In my experience as an educator, I have come to believe that our research abilities should enhance, rather than hinder, the honing of our pedagogical training. Because my research deals heavily with how technology affects storytelling, technology itself has become an essential tool in my classroom. Technology’s impact on today’s students is at the highest it has ever been, and this influence only continues to grow; our students are already completing the majority of their daily composition and reading through digital tools outside of class time. Therefore, it makes sense to utilize this familiarity in the classroom when possible, and teach students to view digital tools and data with the same critical lens that they would a work of literature.
As part of my interest in incorporating engaging digital tools into my classroom, I created Hack the Library, an alternate-reality game (ARG) designed to introduce and develop library research skills using the ARIS Platform. In addition to providing a demonstration of Hack the Library at the University of Louisiana’s 2017 THATCamp, I have also implemented Hack the Library into multiple courses, as I continue to build on and use the game to introduce my students to the resources available to them through the LSU library system. For more information on Hack the Library, see its site page by clicking here.
In my quest to learn better practices for incorporating digital tools into my composition and literary courses, I applied for and was accepted to the LSU Digital Scholarship Lab’s Digital Pedagogy Fellow program during the 2016-2017 school year. My position as a Digital Pedagogy Fellow allowed me to participate in numerous digital pedagogy workshops and hear about the successes of my fellow educators, while also receiving feedback on my own digital pedagogy-based lesson plans. The culmination of the program’s workshops resulted in a creative assignment for my ENGL 2123 course, “Videogames and Literature,” in which students were asked to adapt a work of literature into an interactive fiction game using the Twine software. The Digital Pedagogy Fellows program was essential for the successful implementation and outcome of the assignment, as the program presented me with valuable ideas for effectively scaffolding the assignment. For more information on the project, click here.
I am also a weekly participant in the #MinecraftEDU chat, a community of educators, students, and Minecraft players who discuss the incorporation of the video game Minecraft in the classroom. Participating in these weekly chats for the past two years has allowed me to speak with a variety of digital humanists who are actively practicing digital pedagogy, fostering a community of diverse educators.

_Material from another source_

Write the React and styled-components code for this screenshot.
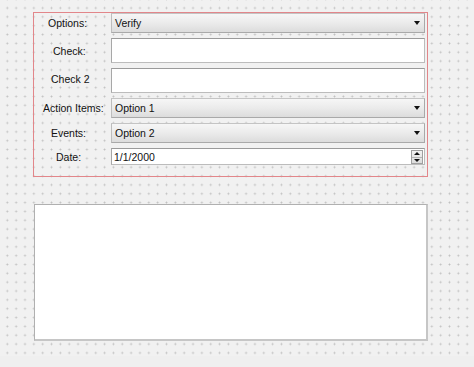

Finally, in July 2018, I will join 21 other educators from around the U.S. for the NEH Institute, “Textual Data and Digital Texts in the Undergraduate Classroom.” According to the institute’s website, “This institute is designed for those who teach or support undergraduate text-based humanities courses and are interested in learning ways to implement digital tools and methods in their pedagogy. The institute welcomes professors, graduate students, library faculty and staff, and instructors.” I am looking forward to continuing my pedagogical training at the institute this summer.